▶ [Exercise objective] Write out the entire listing below exactly, with the pictures left out.

[Start]

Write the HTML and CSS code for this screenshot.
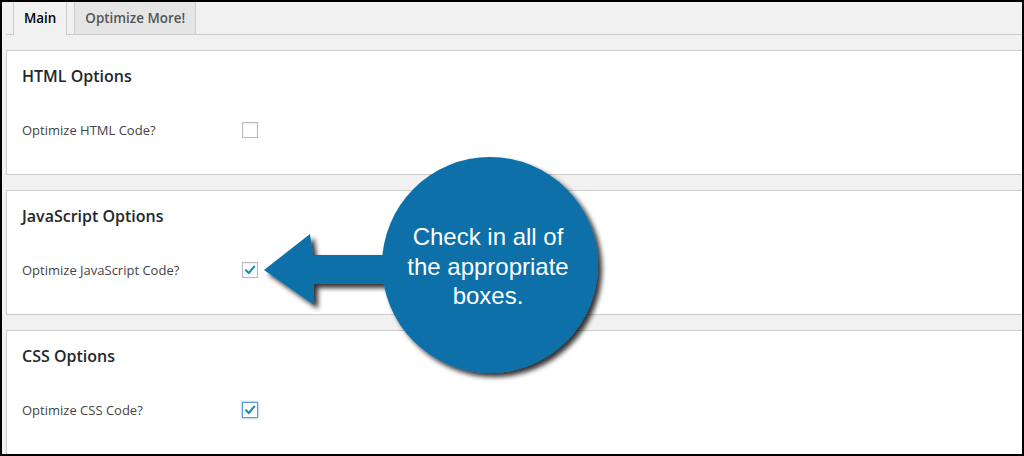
FILE: index.html
```html
<!DOCTYPE html>
<html lang="en">
<head>
<meta charset="utf-8">
<title>Options</title>
<link rel="stylesheet" href="styles.css">
</head>
<body>
<div class="frame">
  <div class="tabs">
    <div class="tab active">Main</div>
    <div class="tab">Optimize More!</div>
  </div>

  <section class="panel">
    <h2 class="panel-title">HTML Options</h2>
    <div class="row">
      <span class="label">Optimize HTML Code?</span>
      <span class="box"></span>
    </div>
  </section>

  <section class="panel">
    <h2 class="panel-title">JavaScript Options</h2>
    <div class="row">
      <span class="label">Optimize JavaScript Code?</span>
      <span class="box checked">
        <svg viewBox="0 0 16 16" width="16" height="16"><path d="M4 8.2 L6.8 11 L12.2 4.6" fill="none" stroke="#1e8cbe" stroke-width="2.2" stroke-linecap="round" stroke-linejoin="round"/></svg>
      </span>
    </div>
  </section>

  <section class="panel">
    <h2 class="panel-title">CSS Options</h2>
    <div class="row">
      <span class="label">Optimize CSS Code?</span>
      <span class="box checked focus">
        <svg viewBox="0 0 16 16" width="16" height="16"><path d="M4 8.2 L6.8 11 L12.2 4.6" fill="none" stroke="#1e8cbe" stroke-width="2.2" stroke-linecap="round" stroke-linejoin="round"/></svg>
      </span>
    </div>
  </section>

  <div class="callout">
    <svg class="callout-art" viewBox="0 0 380 250" width="380" height="250">
      <defs>
        <filter id="sh" x="-20%" y="-20%" width="150%" height="150%">
          <feGaussianBlur in="SourceAlpha" stdDeviation="2.5"/>
          <feOffset dx="4" dy="4" result="b"/>
          <feComponentTransfer><feFuncA type="linear" slope="0.8"/></feComponentTransfer>
          <feMerge><feMergeNode/><feMergeNode in="SourceGraphic"/></feMerge>
        </filter>
      </defs>
      <g filter="url(#sh)" fill="#0f70a9">
        <path d="M14 125 L60 89 L63 110 L160 110 L160 139 L64 139 L64 160 Z"/>
        <circle cx="240" cy="120" r="108"/>
      </g>
    </svg>
    <p class="callout-text">Check in all of<br>the appropriate<br>boxes.</p>
  </div>
</div>
</body>
</html>
```

FILE: styles.css
```css
* { box-sizing: border-box; }

html, body {
  margin: 0;
  padding: 0;
  background: #000;
}

.frame {
  position: relative;
  width: 1024px;
  height: 456px;
  border: 2px solid #000;
  background: #f1f1f1;
  overflow: hidden;
  font-family: "Open Sans", "Noto Sans", sans-serif;
  color: #444;
}

.tabs {
  display: flex;
  gap: 7px;
  height: 33px;
  margin-left: 4px;
  margin-right: -10px;
  padding-left: 7px;
  border-bottom: 1px solid #ccc;
}

.tab {
  height: 32px;
  padding: 0 10px;
  display: flex;
  align-items: center;
  font-size: 13.4px;
  font-weight: 600;
  color: #555;
  background: #e5e5e5;
  border: 1px solid #ccc;
  border-top: none;
  border-bottom: none;
}

.tab.active {
  height: 33px;
  margin-bottom: -1px;
  background: #f1f1f1;
  color: #000;
  padding-bottom: 1px;
}

.panel {
  margin: 15px -10px 0 4px;
  height: 125px;
  background: #fff;
  border: 1px solid #ccc;
  padding: 0 15px;
}

.panel-title {
  margin: 13px 0 0;
  font-size: 16px;
  font-weight: 600;
  line-height: 24px;
  color: #23282d;
}

.row {
  display: flex;
  align-items: center;
  margin-top: 34px;
  height: 16px;
}

.label {
  width: 220px;
  font-size: 13px;
  color: #444;
}

.box {
  width: 16px;
  height: 16px;
  border: 1px solid #b4b9be;
  background: #fff;
  box-shadow: inset 0 1px 2px rgba(0,0,0,0.07);
  display: flex;
  align-items: center;
  justify-content: center;
}

.box svg { display: block; margin: -1px; }

.box.focus {
  border-color: #5b9dd9;
  box-shadow: 0 0 2px rgba(30,140,190,0.8);
}

.callout {
  position: absolute;
  left: 248px;
  top: 143px;
  width: 380px;
  height: 250px;
}

.callout-art {
  display: block;
  position: absolute;
  left: 0;
  top: 0;
}

.callout-text {
  position: absolute;
  left: 138px;
  top: 77px;
  width: 200px;
  margin: 0;
  text-align: center;
  font-family: "Liberation Sans", Arial, sans-serif;
  font-size: 24px;
  line-height: 29.5px;
  color: #fff;
}
```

[End]

▶ [Correct result]
Write the HTML and CSS code for this screenshot.
FILE: index.html
```html
<!DOCTYPE html>
<html lang="en">
<head>
<meta charset="utf-8">
<title>Options</title>
<link rel="stylesheet" href="styles.css">
</head>
<body>
<div class="frame">
  <div class="tabs">
    <div class="tab active">Main</div>
    <div class="tab">Optimize More!</div>
  </div>

  <section class="panel">
    <h2 class="panel-title">HTML Options</h2>
    <div class="row">
      <span class="label">Optimize HTML Code?</span>
      <span class="box"></span>
    </div>
  </section>

  <section class="panel">
    <h2 class="panel-title">JavaScript Options</h2>
    <div class="row">
      <span class="label">Optimize JavaScript Code?</span>
      <span class="box checked">
        <svg viewBox="0 0 16 16" width="16" height="16"><path d="M4 8.2 L6.8 11 L12.2 4.6" fill="none" stroke="#1e8cbe" stroke-width="2.2" stroke-linecap="round" stroke-linejoin="round"/></svg>
      </span>
    </div>
  </section>

  <section class="panel">
    <h2 class="panel-title">CSS Options</h2>
    <div class="row">
      <span class="label">Optimize CSS Code?</span>
      <span class="box checked focus">
        <svg viewBox="0 0 16 16" width="16" height="16"><path d="M4 8.2 L6.8 11 L12.2 4.6" fill="none" stroke="#1e8cbe" stroke-width="2.2" stroke-linecap="round" stroke-linejoin="round"/></svg>
      </span>
    </div>
  </section>

  <div class="callout">
    <svg class="callout-art" viewBox="0 0 380 250" width="380" height="250">
      <defs>
        <filter id="sh" x="-20%" y="-20%" width="150%" height="150%">
          <feGaussianBlur in="SourceAlpha" stdDeviation="2.5"/>
          <feOffset dx="4" dy="4" result="b"/>
          <feComponentTransfer><feFuncA type="linear" slope="0.8"/></feComponentTransfer>
          <feMerge><feMergeNode/><feMergeNode in="SourceGraphic"/></feMerge>
        </filter>
      </defs>
      <g filter="url(#sh)" fill="#0f70a9">
        <path d="M14 125 L60 89 L63 110 L160 110 L160 139 L64 139 L64 160 Z"/>
        <circle cx="240" cy="120" r="108"/>
      </g>
    </svg>
    <p class="callout-text">Check in all of<br>the appropriate<br>boxes.</p>
  </div>
</div>
</body>
</html>
```

FILE: styles.css
```css
* { box-sizing: border-box; }

html, body {
  margin: 0;
  padding: 0;
  background: #000;
}

.frame {
  position: relative;
  width: 1024px;
  height: 456px;
  border: 2px solid #000;
  background: #f1f1f1;
  overflow: hidden;
  font-family: "Open Sans", "Noto Sans", sans-serif;
  color: #444;
}

.tabs {
  display: flex;
  gap: 7px;
  height: 33px;
  margin-left: 4px;
  margin-right: -10px;
  padding-left: 7px;
  border-bottom: 1px solid #ccc;
}

.tab {
  height: 32px;
  padding: 0 10px;
  display: flex;
  align-items: center;
  font-size: 13.4px;
  font-weight: 600;
  color: #555;
  background: #e5e5e5;
  border: 1px solid #ccc;
  border-top: none;
  border-bottom: none;
}

.tab.active {
  height: 33px;
  margin-bottom: -1px;
  background: #f1f1f1;
  color: #000;
  padding-bottom: 1px;
}

.panel {
  margin: 15px -10px 0 4px;
  height: 125px;
  background: #fff;
  border: 1px solid #ccc;
  padding: 0 15px;
}

.panel-title {
  margin: 13px 0 0;
  font-size: 16px;
  font-weight: 600;
  line-height: 24px;
  color: #23282d;
}

.row {
  display: flex;
  align-items: center;
  margin-top: 34px;
  height: 16px;
}

.label {
  width: 220px;
  font-size: 13px;
  color: #444;
}

.box {
  width: 16px;
  height: 16px;
  border: 1px solid #b4b9be;
  background: #fff;
  box-shadow: inset 0 1px 2px rgba(0,0,0,0.07);
  display: flex;
  align-items: center;
  justify-content: center;
}

.box svg { display: block; margin: -1px; }

.box.focus {
  border-color: #5b9dd9;
  box-shadow: 0 0 2px rgba(30,140,190,0.8);
}

.callout {
  position: absolute;
  left: 248px;
  top: 143px;
  width: 380px;
  height: 250px;
}

.callout-art {
  display: block;
  position: absolute;
  left: 0;
  top: 0;
}

.callout-text {
  position: absolute;
  left: 138px;
  top: 77px;
  width: 200px;
  margin: 0;
  text-align: center;
  font-family: "Liberation Sans", Arial, sans-serif;
  font-size: 24px;
  line-height: 29.5px;
  color: #fff;
}
```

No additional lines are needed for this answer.